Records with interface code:
═══
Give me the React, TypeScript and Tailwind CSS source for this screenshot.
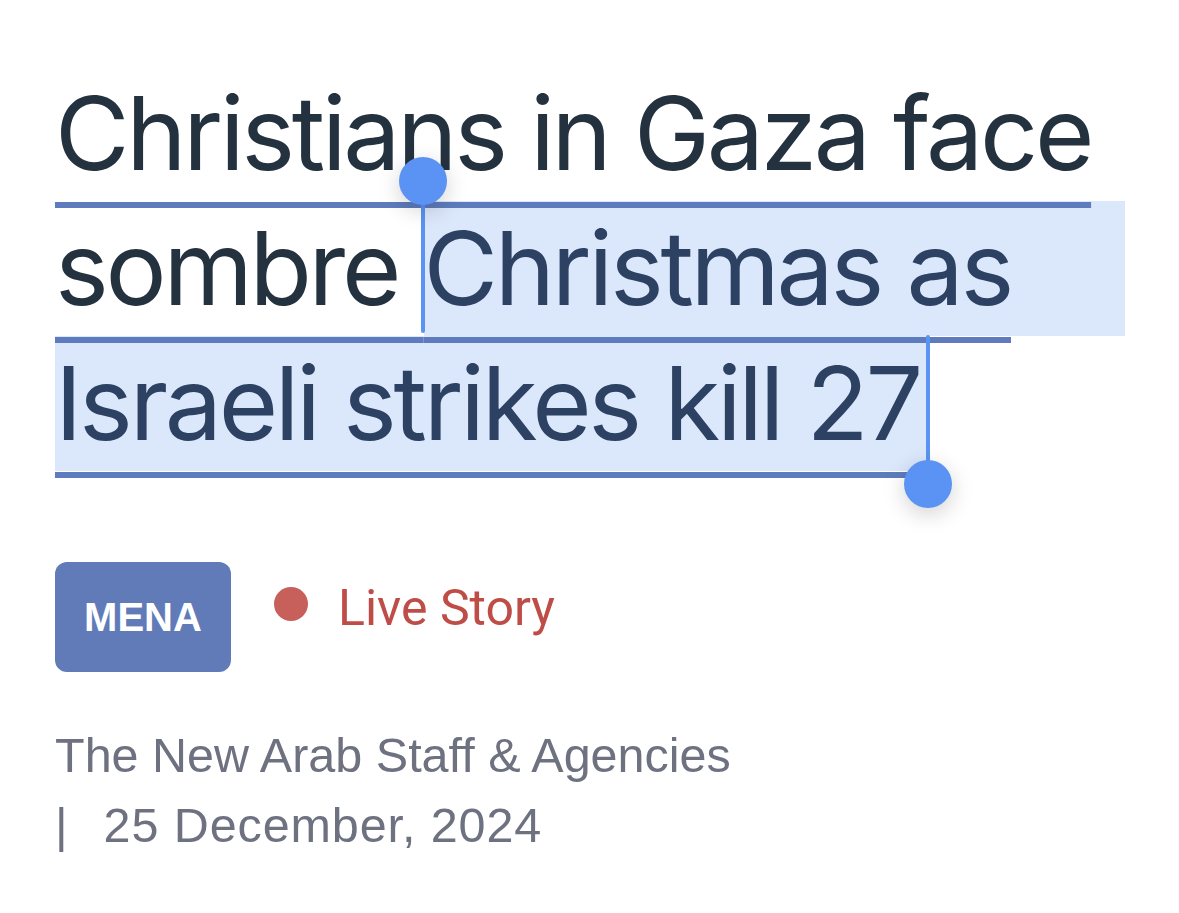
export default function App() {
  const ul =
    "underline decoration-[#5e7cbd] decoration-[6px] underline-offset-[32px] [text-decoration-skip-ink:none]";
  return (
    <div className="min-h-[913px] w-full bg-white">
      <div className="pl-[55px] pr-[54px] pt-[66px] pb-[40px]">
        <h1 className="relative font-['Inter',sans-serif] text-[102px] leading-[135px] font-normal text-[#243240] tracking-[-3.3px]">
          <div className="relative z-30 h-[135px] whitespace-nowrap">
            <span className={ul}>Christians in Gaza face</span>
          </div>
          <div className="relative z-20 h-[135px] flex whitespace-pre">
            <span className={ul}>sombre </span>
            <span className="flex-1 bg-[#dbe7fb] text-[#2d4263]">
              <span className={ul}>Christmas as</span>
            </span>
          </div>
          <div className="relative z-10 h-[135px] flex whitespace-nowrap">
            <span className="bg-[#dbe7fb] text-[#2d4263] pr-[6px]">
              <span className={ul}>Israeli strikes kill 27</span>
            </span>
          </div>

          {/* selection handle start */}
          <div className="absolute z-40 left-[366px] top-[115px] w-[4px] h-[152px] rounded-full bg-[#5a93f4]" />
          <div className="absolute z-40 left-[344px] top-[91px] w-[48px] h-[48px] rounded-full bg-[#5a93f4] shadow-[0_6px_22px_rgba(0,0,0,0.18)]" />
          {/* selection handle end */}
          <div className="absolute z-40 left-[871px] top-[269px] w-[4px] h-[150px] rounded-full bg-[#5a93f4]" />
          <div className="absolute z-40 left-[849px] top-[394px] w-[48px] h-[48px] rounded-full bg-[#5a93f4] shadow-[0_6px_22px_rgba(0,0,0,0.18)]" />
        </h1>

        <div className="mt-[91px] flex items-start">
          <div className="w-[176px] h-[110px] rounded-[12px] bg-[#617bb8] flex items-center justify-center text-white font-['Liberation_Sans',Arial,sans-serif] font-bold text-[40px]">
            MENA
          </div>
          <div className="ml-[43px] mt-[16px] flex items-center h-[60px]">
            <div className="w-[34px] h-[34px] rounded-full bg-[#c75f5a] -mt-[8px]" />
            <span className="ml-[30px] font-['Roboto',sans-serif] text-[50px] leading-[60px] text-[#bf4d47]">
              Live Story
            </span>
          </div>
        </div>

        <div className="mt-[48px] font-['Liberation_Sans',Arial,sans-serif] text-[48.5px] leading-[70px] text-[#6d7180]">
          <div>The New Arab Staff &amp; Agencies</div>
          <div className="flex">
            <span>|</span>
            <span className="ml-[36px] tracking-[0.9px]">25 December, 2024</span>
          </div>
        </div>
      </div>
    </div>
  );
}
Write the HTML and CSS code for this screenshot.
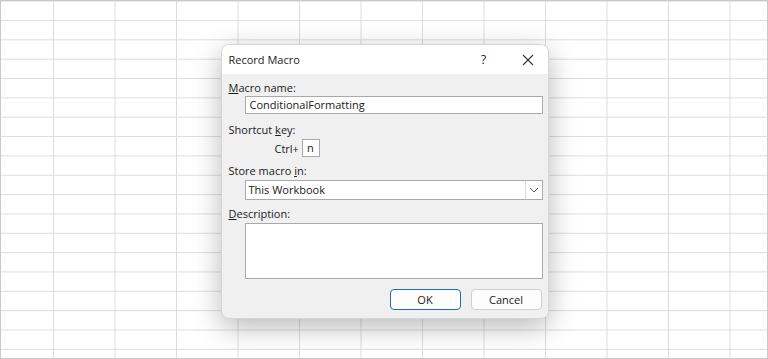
═══
EXERCISE OBJECTIVE: Please repeat the entries exactly. Do not include the pictures.

WRITTEN RESPONSE:
Give me the React, TypeScript and Tailwind CSS source for this screenshot.
export default function App() {
  const ul =
    "underline decoration-[#5e7cbd] decoration-[6px] underline-offset-[32px] [text-decoration-skip-ink:none]";
  return (
    <div className="min-h-[913px] w-full bg-white">
      <div className="pl-[55px] pr-[54px] pt-[66px] pb-[40px]">
        <h1 className="relative font-['Inter',sans-serif] text-[102px] leading-[135px] font-normal text-[#243240] tracking-[-3.3px]">
          <div className="relative z-30 h-[135px] whitespace-nowrap">
            <span className={ul}>Christians in Gaza face</span>
          </div>
          <div className="relative z-20 h-[135px] flex whitespace-pre">
            <span className={ul}>sombre </span>
            <span className="flex-1 bg-[#dbe7fb] text-[#2d4263]">
              <span className={ul}>Christmas as</span>
            </span>
          </div>
          <div className="relative z-10 h-[135px] flex whitespace-nowrap">
            <span className="bg-[#dbe7fb] text-[#2d4263] pr-[6px]">
              <span className={ul}>Israeli strikes kill 27</span>
            </span>
          </div>

          {/* selection handle start */}
          <div className="absolute z-40 left-[366px] top-[115px] w-[4px] h-[152px] rounded-full bg-[#5a93f4]" />
          <div className="absolute z-40 left-[344px] top-[91px] w-[48px] h-[48px] rounded-full bg-[#5a93f4] shadow-[0_6px_22px_rgba(0,0,0,0.18)]" />
          {/* selection handle end */}
          <div className="absolute z-40 left-[871px] top-[269px] w-[4px] h-[150px] rounded-full bg-[#5a93f4]" />
          <div className="absolute z-40 left-[849px] top-[394px] w-[48px] h-[48px] rounded-full bg-[#5a93f4] shadow-[0_6px_22px_rgba(0,0,0,0.18)]" />
        </h1>

        <div className="mt-[91px] flex items-start">
          <div className="w-[176px] h-[110px] rounded-[12px] bg-[#617bb8] flex items-center justify-center text-white font-['Liberation_Sans',Arial,sans-serif] font-bold text-[40px]">
            MENA
          </div>
          <div className="ml-[43px] mt-[16px] flex items-center h-[60px]">
            <div className="w-[34px] h-[34px] rounded-full bg-[#c75f5a] -mt-[8px]" />
            <span className="ml-[30px] font-['Roboto',sans-serif] text-[50px] leading-[60px] text-[#bf4d47]">
              Live Story
            </span>
          </div>
        </div>

        <div className="mt-[48px] font-['Liberation_Sans',Arial,sans-serif] text-[48.5px] leading-[70px] text-[#6d7180]">
          <div>The New Arab Staff &amp; Agencies</div>
          <div className="flex">
            <span>|</span>
            <span className="ml-[36px] tracking-[0.9px]">25 December, 2024</span>
          </div>
        </div>
      </div>
    </div>
  );
}
Write the HTML and CSS code for this screenshot.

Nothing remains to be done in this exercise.